LA CONSERVAZIONE DEL POSTO DI LAVORO PER I LAVORATORI INVALIDI

LA CONSERVAZIONE DEL POSTO DI LAVORO PER I LAVORATORI INVALIDI

Anche il lavoratore invalido deve stare attento a mantenere il proprio posto di lavoro. Bisogna infatti considerare i limiti dell’organizzazione interna dell’impresa e specialmente nel mantenimento degli equilibri finanziari dell’azienda e nel diritto degli altri lavoratori di conservare le mansioni assegnate.

È quello che ha stabilito la Suprema Corte di Cassazione con la sentenza numero 4896 del 23 febbraio 2021. Si è cercato di trovare un punto di equilibrio tra il diritto alla non discriminazione del disabile, il diritto alla libera iniziativa economica dell’imprenditore-datore di lavoro e gli interessi dei colleghi.

La pronuncia della Corte si riferisce alla corretta applicazione del Decreto legislativo del n. 216 del 2003, il provvedimento che attua la Direttiva dell’Unione Europea 2000/78/CE per la parità di trattamento in materia di occupazione e di condizioni di lavoro.
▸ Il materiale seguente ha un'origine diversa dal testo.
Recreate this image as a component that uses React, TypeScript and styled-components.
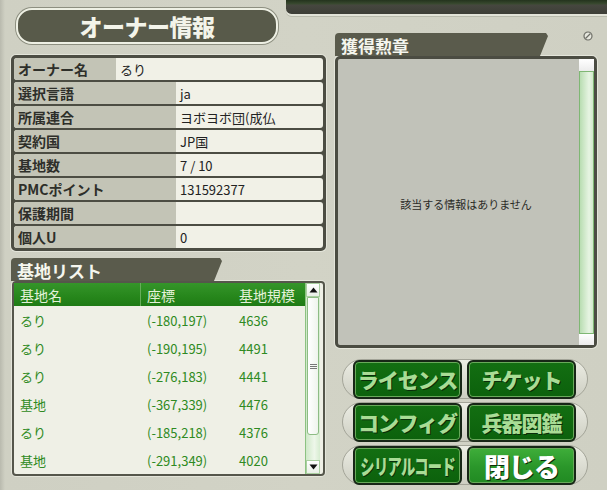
import React from "react";
import styled, { createGlobalStyle, css } from "styled-components";

const Global = createGlobalStyle`
  html, body { margin: 0; padding: 0; background: #d0d1c4; }
  body { font-family: "Noto Sans CJK JP", "Noto Sans", sans-serif; }
  * { box-sizing: border-box; }
`;

const Frame = styled.div`
  position: relative;
  width: 607px;
  height: 490px;
  overflow: hidden;
  display: flex;
  padding-left: 11px;
  background: linear-gradient(to right, #b9baae 0, #cfd0c3 5px, #d2d3c6 50%, #cfd0c3 100%);
  &::before {
    content: "";
    position: absolute;
    top: 0;
    left: 286px;
    width: 345px;
    height: 14px;
    background: linear-gradient(to bottom, #24331d 0, #3a4a30 4px, #46473f 5px, #3d3e37 100%);
    border-radius: 0 0 40px 16px;
    box-shadow: 0 2px 0 #e2e3d8, 0 3px 0 #b9bbad;
  }
`;

const LeftCol = styled.div`
  width: 315px;
  display: flex;
  flex-direction: column;
  padding-top: 8px;
`;

const TitlePill = styled.div`
  margin-left: 5px;
  width: 262px;
  height: 36px;
  border-radius: 16px;
  background: #585a4a;
  border: 2px solid #eef0e4;
  box-shadow: 0 0 0 1px #8d8f80;
  display: flex;
  align-items: center;
  justify-content: center;
  color: #f3f4ea;
  font-weight: 900;
  font-size: 23px;
  letter-spacing: -0.5px;
`;

const InfoPanel = styled.div`
  margin-top: 11px;
  width: 315px;
  height: 196px;
  border: 3px solid #4c4d43;
  border-radius: 5px;
  background: #4c4d43;
  display: flex;
  flex-direction: column;
  gap: 2px;
  box-shadow: 0 0 0 1px #e4e5da;
`;

const InfoRow = styled.div`
  height: 22px;
  display: flex;
  border-radius: 3px;
  overflow: hidden;
  background: #f1f1e7;
`;

const Label = styled.div<{ $w: number }>`
  width: ${(p) => p.$w}px;
  background: #c3c4b6;
  display: flex;
  align-items: center;
  padding-left: 4px;
  font-size: 14px;
  font-weight: 700;
  color: #2e2f2a;
`;

const Value = styled.div`
  flex: 1;
  display: flex;
  align-items: center;
  padding-left: 4px;
  font-size: 13px;
  color: #222;
`;

const SectionTab = styled.div<{ $w: number; $mt: number }>`
  margin-top: ${(p) => p.$mt}px;
  width: ${(p) => p.$w}px;
  height: 23px;
  background: #5a5b4c;
  color: #f5f6ee;
  font-weight: 700;
  font-size: 17px;
  display: flex;
  align-items: center;
  padding-left: 6px;
  padding-top: 1px;
  border-radius: 4px 0 0 0;
  clip-path: polygon(0 0, calc(100% - 2px) 0, 100% 3px, calc(100% - 8px) 100%, 0 100%);
`;

const ListPanel = styled.div`
  margin-left: 1px;
  width: 313px;
  height: 195px;
  border: 2px solid #55564b;
  border-radius: 4px;
  background: #eff0e6;
  display: flex;
  padding-right: 3px;
  box-shadow: 0 0 0 1px #e4e5da;
`;

const ListBody = styled.div`
  flex: 1;
  display: flex;
  flex-direction: column;
`;

const gridCols = css`
  display: grid;
  grid-template-columns: 127px 92px 1fr;
`;

const ListHeader = styled.div`
  ${gridCols};
  height: 23px;
  background: linear-gradient(to bottom, #35952a 0, #26861b 60%, #1f7b15 100%);
  color: #e4f2da;
  font-size: 14px;
  align-items: center;
`;

const HeadCell = styled.div<{ $div?: boolean }>`
  height: 100%;
  display: flex;
  align-items: center;
  padding-left: 6px;
  border-right: ${(p) => (p.$div ? "1px solid #66ad5a" : "none")};
`;

const ListRow = styled.div`
  ${gridCols};
  height: 28px;
  align-items: center;
  color: #2e8a22;
  font-size: 13px;
`;

const Cell = styled.div`
  padding-left: 6px;
`;

const VScroll = styled.div`
  width: 15px;
  display: flex;
  flex-direction: column;
  background: linear-gradient(to right, #cfe8c8, #eef7ea 60%, #d6ecd0);
  border-left: 1px solid #8cc282;
`;

const ArrowBtn = styled.div`
  height: 14px;
  display: flex;
  align-items: center;
  justify-content: center;
  background: linear-gradient(to bottom, #ffffff, #e8efe6);
  border: 1px solid #a9cfa0;
`;

const Thumb = styled.div<{ $h: number }>`
  height: ${(p) => p.$h}px;
  margin: 0 1px;
  border: 1px solid #8dbc84;
  border-radius: 0 0 3px 3px;
  background: linear-gradient(to right, #ffffff, #eef4ec);
  display: flex;
  align-items: center;
  justify-content: center;
`;

const Track = styled.div`
  flex: 1;
`;

const RightCol = styled.div`
  margin-left: 9px;
  width: 262px;
  display: flex;
  flex-direction: column;
`;

const TabRow = styled.div`
  margin-top: 33px;
  display: flex;
  align-items: flex-start;
  justify-content: space-between;
`;

const NoIcon = styled.svg`
  margin-top: -2px;
  margin-right: 4px;
`;

const MedalPanel = styled.div`
  width: 262px;
  height: 292px;
  border: 3px solid #4b4c42;
  border-radius: 5px;
  background: #c1c2b9;
  display: flex;
  box-shadow: 0 0 0 1px #e4e5da;
`;

const MedalBody = styled.div`
  flex: 1;
  display: flex;
  align-items: center;
  justify-content: center;
  padding-left: 15px;
  padding-top: 4px;
  font-size: 11px;
  color: #2a2a26;
`;

const MedalScroll = styled.div`
  width: 15px;
  display: flex;
  flex-direction: column;
`;

const Cap = styled.div<{ $h: number }>`
  height: ${(p) => p.$h}px;
  background: linear-gradient(to bottom, #ffffff, #ececec);
`;

const GreenTrack = styled.div`
  flex: 1;
  border: 1px solid #7fb774;
  background: linear-gradient(to right, #b9ddb2, #e7f4e3 70%, #cfe8c8);
`;

const ButtonArea = styled.div`
  margin-top: 11px;
  display: flex;
  flex-direction: column;
  gap: 3px;
`;

const Rail = styled.div`
  margin-left: 7px;
  width: 246px;
  height: 40px;
  padding: 0 11px 0 10px;
  border-radius: 20px;
  border: 1px solid #a3a498;
  background: linear-gradient(to bottom, #ecede4, #cdcec2);
  display: flex;
  align-items: center;
  gap: 5px;
`;

const Btn = styled.div<{ $primary?: boolean }>`
  width: 110px;
  height: 39px;
  border: 2px solid #172616;
  border-radius: 6px;
  box-shadow: inset 0 0 0 1px #68a95a;
  background: ${(p) =>
    p.$primary
      ? "linear-gradient(to bottom, #3fae3a, #2a962a 55%, #218a22)"
      : "linear-gradient(to bottom, #136f12, #0c610c)"};
  color: ${(p) => (p.$primary ? "#ffffff" : "#a9dc95")};
  font-weight: 900;
  font-size: ${(p) => (p.$primary ? 26 : 21)}px;
  display: flex;
  align-items: center;
  justify-content: center;
  letter-spacing: -1px;
  text-shadow: 1px 1px 0 #0a2c0a;
  overflow: hidden;
  white-space: nowrap;
`;

const Squeeze = styled.span<{ $s: number }>`
  display: inline-block;
  transform: scaleX(${(p) => p.$s});
`;

const infoRows: [string, string, number][] = [
  ["オーナー名", "るり", 102],
  ["選択言語", "ja", 162],
  ["所属連合", "ヨボヨボ団(成仏", 162],
  ["契約国", "JP国", 162],
  ["基地数", "7 / 10", 162],
  ["PMCポイント", "131592377", 162],
  ["保護期間", "", 162],
  ["個人U", "0", 162],
];

const bases: [string, string, string][] = [
  ["るり", "(-180,197)", "4636"],
  ["るり", "(-190,195)", "4491"],
  ["るり", "(-276,183)", "4441"],
  ["基地", "(-367,339)", "4476"],
  ["るり", "(-185,218)", "4376"],
  ["基地", "(-291,349)", "4020"],
];

const Up = () => (
  <svg width="9" height="6" viewBox="0 0 9 6">
    <path d="M0.5 5.5 L4.5 0.5 L8.5 5.5 Z" fill="#111" />
  </svg>
);
const Down = () => (
  <svg width="9" height="6" viewBox="0 0 9 6">
    <path d="M0.5 0.5 L4.5 5.5 L8.5 0.5 Z" fill="#111" />
  </svg>
);
const Grip = () => (
  <svg width="7" height="7" viewBox="0 0 7 7">
    <path d="M0 1.5 H7 M0 3.5 H7 M0 5.5 H7" stroke="#777" strokeWidth="1" />
  </svg>
);

export default function App() {
  return (
    <>
      <Global />
      <Frame>
        <LeftCol>
          <TitlePill>オーナー情報</TitlePill>
          <InfoPanel>
            {infoRows.map(([l, v, w]) => (
              <InfoRow key={l}>
                <Label $w={w}>{l}</Label>
                <Value>{v}</Value>
              </InfoRow>
            ))}
          </InfoPanel>
          <SectionTab $w={211} $mt={7}>基地リスト</SectionTab>
          <ListPanel>
            <ListBody>
              <ListHeader>
                <HeadCell $div>基地名</HeadCell>
                <HeadCell>座標</HeadCell>
                <HeadCell>基地規模</HeadCell>
              </ListHeader>
              {bases.map((b, i) => (
                <ListRow key={i}>
                  <Cell>{b[0]}</Cell>
                  <Cell>{b[1]}</Cell>
                  <Cell>{b[2]}</Cell>
                </ListRow>
              ))}
            </ListBody>
            <VScroll>
              <ArrowBtn>
                <Up />
              </ArrowBtn>
              <Thumb $h={138}>
                <Grip />
              </Thumb>
              <Track />
              <ArrowBtn>
                <Down />
              </ArrowBtn>
            </VScroll>
          </ListPanel>
        </LeftCol>
        <RightCol>
          <TabRow>
            <SectionTab $w={213} $mt={0}>獲得勲章</SectionTab>
            <NoIcon width="10" height="10" viewBox="0 0 10 10">
              <circle cx="5" cy="5" r="4" fill="#e6e7de" stroke="#6d6e66" strokeWidth="1.2" />
              <path d="M2.5 7.5 L7.5 2.5" stroke="#6d6e66" strokeWidth="1.2" />
            </NoIcon>
          </TabRow>
          <MedalPanel>
            <MedalBody>該当する情報はありません</MedalBody>
            <MedalScroll>
              <Cap $h={12} />
              <GreenTrack />
              <Cap $h={11} />
            </MedalScroll>
          </MedalPanel>
          <ButtonArea>
            <Rail>
              <Btn>ライセンス</Btn>
              <Btn>チケット</Btn>
            </Rail>
            <Rail>
              <Btn>コンフィグ</Btn>
              <Btn>兵器図鑑</Btn>
            </Rail>
            <Rail>
              <Btn>
                <Squeeze $s={0.68}>シリアルコード</Squeeze>
              </Btn>
              <Btn $primary>閉じる</Btn>
            </Rail>
          </ButtonArea>
        </RightCol>
      </Frame>
    </>
  );
}
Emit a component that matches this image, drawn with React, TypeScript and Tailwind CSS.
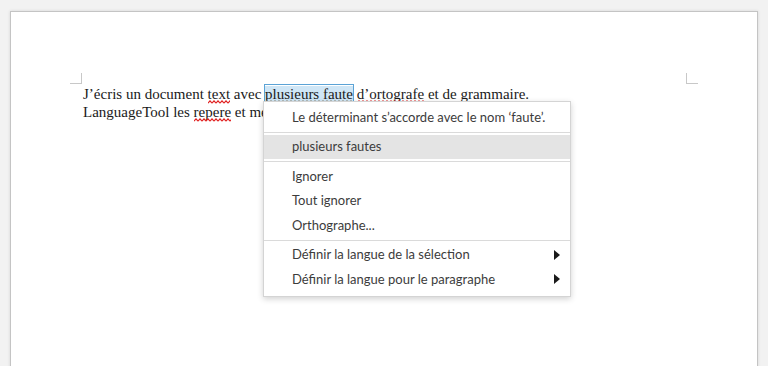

L’articolo 3, comma 3-bis del citato Decreto, così come modificato dal Decreto Legge n. 76/2013, prevede che:

“Al fine di garantire il rispetto del principio della parità di trattamento delle persone con disabilità, i datori di lavoro pubblici e privati sono tenuti ad adottare accomodamenti ragionevoli”

La giurisprudenza nazionale ha ritenuto che l’impossibilità di impiegare il lavoratore divenuto inabile può costituire giustificato motivo di licenziamento se altera in maniera sproporzionata l’assetto organizzativo dell’azienda.

Il giudice di merito eventualmente investito dalla questione riguardante la pretesa di un lavoratore invalido di mantenere il proprio posto in azienda deve indagare sulla sussistenza, all’interno della struttura dell’azienda, di mansioni che possono eventualmente adattarsi all’inabilità del lavoratore.

A quel punto può giudicare legittimo il licenziamento non solo quando risultano inesistenti accorgimenti pratici utili al suo mantenimento, ma anche quando viene accertata l’impossibilità di affidargli mansioni equivalenti o anche inferiori senza stravolgere l’organizzazione dell’azienda.

Si tratta dunque, di applicare il principio di ragionevolezza che prevede il divieto di modifica in peius delle posizioni lavorative degli altri lavoratori. Come, peraltro, lo stesso principio della libertà dell’iniziativa imprenditoriale sancito dall’articolo 41 della Costituzione.